WHAT THE EXERCISE ASKS
Pick out every line in the data below that holds "components".
==== PROVIDED MATERIAL
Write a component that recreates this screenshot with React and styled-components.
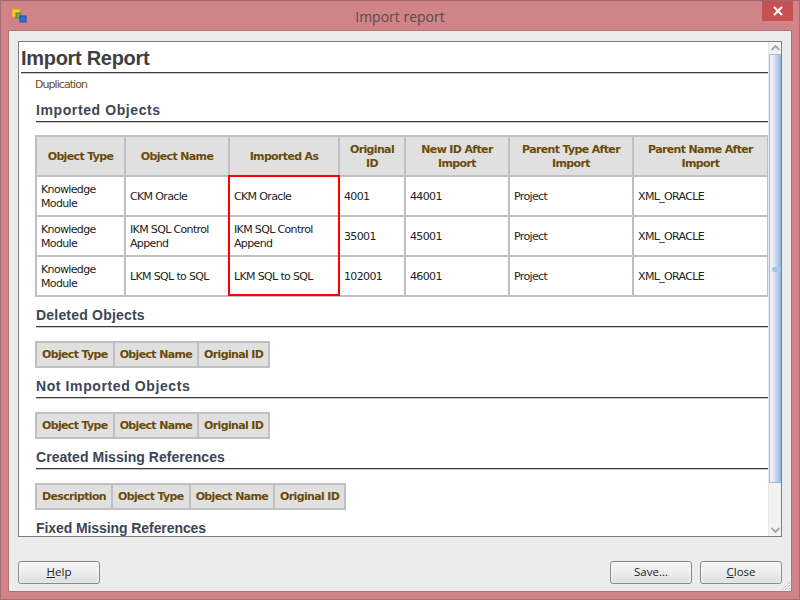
import React from "react";
import styled, { createGlobalStyle } from "styled-components";

const Global = createGlobalStyle`
  html, body { margin: 0; padding: 0; width: 800px; height: 600px; overflow: hidden; }
  #root { width: 800px; height: 600px; }
  * { box-sizing: border-box; }
`;

const Win = styled.div`
  width: 800px; height: 600px; background: #d18488;
  border: 1px solid #a86c70; border-top-color: #a0686c;
  display: flex; flex-direction: column; position: relative;
  font-family: Tahoma, "DejaVu Sans", sans-serif;
`;
const TitleBar = styled.div`
  height: 29px; flex: none; display: flex; align-items: center; justify-content: center; position: relative;
`;
const TitleText = styled.div`
  font: 14px "Open Sans", sans-serif; color: #5a4a4b; margin-top: 1px;
`;
const AppIcon = styled.svg`
  position: absolute; left: 10px; top: 7px;
`;
const CloseBtn = styled.div`
  position: absolute; right: 6px; top: 0; width: 31px; height: 20px; background: #c75050;
  display: flex; align-items: center; justify-content: center;
`;
const Panel = styled.div`
  flex: 1; margin: 0 7px 7px 7px; background: #ececec; border: 1px solid #b27376;
  padding: 10px 9px 7px 9px; display: flex; flex-direction: column; position: relative;
`;
const ReportBox = styled.div`
  height: 496px; flex: none; background: #fff; border: 1px solid #7e7e7e; display: flex; overflow: hidden;
`;
const Content = styled.div`
  flex: 1; min-width: 0; overflow: hidden; padding: 0 0 0 2px;
`;
const H1 = styled.div`
  font: bold 20px/33px "Liberation Sans", sans-serif; color: #3f3f3f; letter-spacing: -0.3px;
  border-bottom: 1px solid #3c3c3c; box-shadow: 0 1px 0 #c8c8c8; height: 31px;
  width: 747px;
`;
const Dup = styled.div`
  font: 11px/14px "DejaVu Sans", sans-serif; letter-spacing: -0.95px; color: #6f4f12; margin: 5px 0 0 14px;
`;
const Section = styled.div`
  margin-left: 15px; width: 732px;
`;
const H2 = styled.div`
  font: bold 14px/20px "Liberation Sans", sans-serif; color: #3b4656; height: 22px;
  letter-spacing: ${p => p.$track}px;
  border-bottom: 1px solid #3c3c3c; box-shadow: 0 1px 0 #c8c8c8;
  margin-top: ${p => p.$top}px;
`;
const Table = styled.table`
  border-collapse: collapse; table-layout: ${p => (p.$fixed ? "fixed" : "auto")};
  width: ${p => (p.$fixed ? "732px" : "auto")};
  margin: ${p => p.$top}px 0 0 -1px; border: 2px solid #c0c0c0;
`;
const Th = styled.th`
  background: #e0e0e0; border: 2px solid #c0c0c0; color: #6b4a08; text-align: center;
  font: bold 11px/14px "DejaVu Sans", sans-serif; letter-spacing: -0.65px;
  padding: ${p => (p.$nowrap ? 0 : 1)}px 5px 0; height: ${p => p.$h}px; white-space: ${p => (p.$nowrap ? "nowrap" : "normal")};
`;
const Td = styled.td`
  border: 2px solid #c0c0c0; color: #222;
  font: 11px/14px "DejaVu Sans", sans-serif; letter-spacing: -0.65px;
  padding: 1px 4px 0; height: 40px; text-align: left;
`;
const TableWrap = styled.div`
  position: relative; margin-top: 13px;
`;
const Highlight = styled.div`
  position: absolute; left: 192px; top: 40px; width: 112px; height: 121px; border: 2px solid #f00; pointer-events: none;
`;
const Col = styled.col`
  width: ${p => p.$w}px;
`;
const Scrollbar = styled.div`
  width: 13px; flex: none; background: #f2f2f2; border-left: 1px solid #e6e6e6; display: flex; flex-direction: column; align-items: stretch;
`;
const ScrollArrow = styled.div`
  height: 12px; flex: none; display: flex; align-items: center; justify-content: center; background: #f3f3f3;
`;
const Thumb = styled.div`
  height: 429px; flex: none; border: 1px solid #9dbbdc;
  background: linear-gradient(90deg, #f4f7fb 0%, #dfe8f3 35%, #b7cde6 75%, #97b7da 100%);
  position: relative;
`;
const Grip = styled.div`
  width: 9px; height: 5px; background: #a7c6ec; border-radius: 2px; position: absolute; right: -1px; top: 212px;
`;
const Track = styled.div`
  flex: 1;
`;
const Buttons = styled.div`
  display: flex; margin-top: 24px; gap: 8px;
`;
const Spacer = styled.div`
  flex: 1;
`;
const Btn = styled.div`
  width: 82px; height: 23px; border: 1px solid #8a8a8a; border-radius: 3px;
  background: linear-gradient(180deg, #f4f4f4 0%, #ededed 50%, #dcdcdc 100%);
  box-shadow: inset 0 0 3px #fff;
  font: 11.5px/20px "Open Sans", sans-serif; color: #222; text-align: center;
`;
const Grab = styled.svg`
  position: absolute; right: 0; bottom: 0;
`;

const head = ["Object Type", "Object Name", "Imported As", "Original ID", "New ID After Import", "Parent Type After Import", "Parent Name After Import"];
const widths = [89, 104, 110, 66, 104, 124, 135];
const rows = [
  ["Knowledge Module", "CKM Oracle", "CKM Oracle", "4001", "44001"],
  ["Knowledge Module", "IKM SQL Control Append", "IKM SQL Control Append", "35001", "45001"],
  ["Knowledge Module", "LKM SQL to SQL", "LKM SQL to SQL", "102001", "46001"],
];

function Empty({ cols, top }) {
  return (
    <Table $top={top}>
      <thead><tr>{cols.map(c => <Th key={c} $h={25} $nowrap>{c}</Th>)}</tr></thead>
    </Table>
  );
}

const Chevron = ({ down }) => (
  <svg width="9" height="6" viewBox="0 0 9 6">
    <path d={down ? "M0.5 1 L4.5 5 L8.5 1" : "M0.5 5 L4.5 1 L8.5 5"} fill="none" stroke="#a6a6a6" strokeWidth="1.8" />
  </svg>
);

export default function App() {
  const objs = ["Object Type", "Object Name", "Original ID"];
  return (
    <Win>
      <Global />
      <TitleBar>
        <AppIcon width="16" height="16" viewBox="0 0 16 16">
          <rect x="1" y="1" width="8" height="8" fill="#f7c93c" stroke="#d99a1c" />
          <rect x="5" y="5" width="5" height="5" fill="#6bb04a" stroke="#4b8a35" />
          <rect x="9" y="8" width="6" height="6" fill="#2f6fdc" stroke="#1d4fa8" />
        </AppIcon>
        <TitleText>Import report</TitleText>
        <CloseBtn>
          <svg width="10" height="10" viewBox="0 0 10 10">
            <path d="M1 1 L9 9 M9 1 L1 9" stroke="#fff" strokeWidth="2" />
          </svg>
        </CloseBtn>
      </TitleBar>
      <Panel>
        <ReportBox>
          <Content>
            <H1>Import Report</H1>
            <Dup>Duplication</Dup>
            <Section>
              <H2 $top={8} $track={0.6}>Imported Objects</H2>
              <TableWrap>
                <Table $fixed $top={0}>
                  <colgroup>{widths.map((w, i) => <Col key={i} $w={w} />)}</colgroup>
                  <thead><tr>{head.map(h => <Th key={h} $h={40}>{h}</Th>)}</tr></thead>
                  <tbody>
                    {rows.map((r, i) => (
                      <tr key={i}>
                        {r.map((c, j) => <Td key={j}>{c}</Td>)}
                        <Td>Project</Td>
                        <Td>XML_ORACLE</Td>
                      </tr>
                    ))}
                  </tbody>
                </Table>
                <Highlight />
              </TableWrap>
              <H2 $top={8} $track={0.2}>Deleted Objects</H2>
              <Empty cols={objs} top={14} />
              <H2 $top={8} $track={0.6}>Not Imported Objects</H2>
              <Empty cols={objs} top={14} />
              <H2 $top={8} $track={0.05}>Created Missing References</H2>
              <Empty cols={["Description", ...objs]} top={14} />
              <H2 $top={8} $track={-0.08}>Fixed Missing References</H2>
            </Section>
          </Content>
          <Scrollbar>
            <ScrollArrow><Chevron /></ScrollArrow>
            <Thumb><Grip /></Thumb>
            <Track />
            <ScrollArrow><Chevron down /></ScrollArrow>
          </Scrollbar>
        </ReportBox>
        <Buttons>
          <Btn><u>H</u>elp</Btn>
          <Spacer />
          <Btn>Save...</Btn>
          <Btn><u>C</u>lose</Btn>
        </Buttons>
        <Grab width="10" height="10" viewBox="0 0 10 10">
          <path d="M9 1 L1 9 M9 4 L4 9 M9 7 L7 9" stroke="#a8a8a8" strokeWidth="1" strokeDasharray="1 1" />
        </Grab>
      </Panel>
    </Win>
  );
}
========
RESPONSE TO THE EXERCISE
Write a component that recreates this screenshot with React and styled-components.
import styled, { createGlobalStyle } from "styled-components";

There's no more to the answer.